Older students are hot new thing on California college campuses
By M.S. Enkoji
The Sacramento Bee
College acceptance letters aren't going out to only new high school graduates. More than ever, it's their parents waiting for that letter.
The number of California college students between the ages of 50 and 64 rose 61 percent between 1986 and 2006. Among people ages 40 to 49, enrollment increased 32 percent. Overall enrollment climbed 33 percent during the same two decades.
Like the wave of college students that washed into schools on the GI Bill after World War II, baby boomers could create a ripple of their own.
Often, baby boomers return to school for economic necessity. Some are single parents; others are raising their grandchildren.
But they also enroll because they choose new careers after years on the job, possibly less physically taxing ones.

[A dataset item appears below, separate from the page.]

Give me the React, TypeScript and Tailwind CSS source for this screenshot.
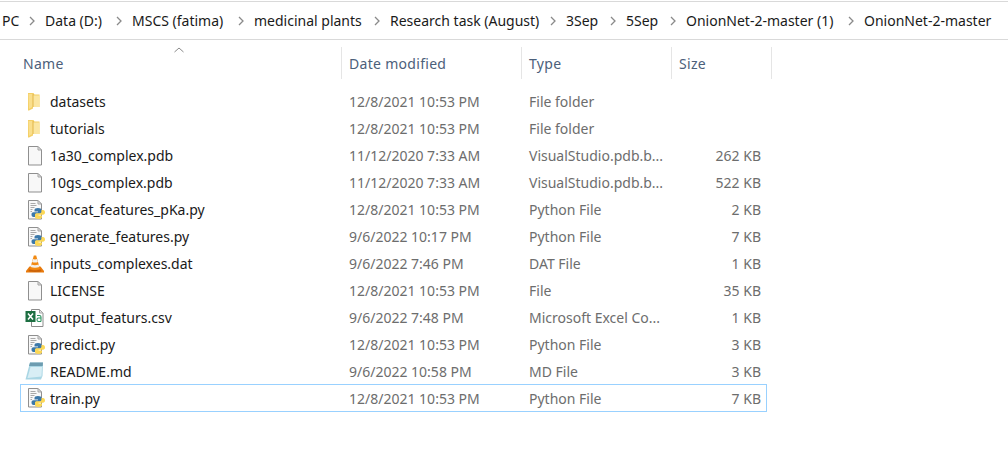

"There are a heck of a lot of these people and they're going to be out there for a while," said Jim Blackburn, director of enrollment management services with the California State University system.
Some schools, particularly public and community colleges, already offer flexible hours, urban campuses and targeted services to accommodate nontraditional students.
"I need to get over that age thing," said Elizabeth Hall, 48, a Granite Bay mother of two and a new college student.
Hall scrambles from behind her office desk when students wander in for help on the American River College campus.
She'll give directions to another office. She answers questions about parking passes. Her main job is to help returning students who haven't been in school for a while, students like her.
She first attended the two-year Sacramento college in the early 1980s, before she married, had children, then found herself divorced and in need of a career.
When she returned to school in the spring 2007 semester, she worried about her studying skills and how she would fit in.
"I was afraid I would be treated like an old lady," she said.
When other students sought her as a team member for a group project, she relaxed.
"They found me as an asset," she said. "I just feel like part of the team. I love it. I really love it."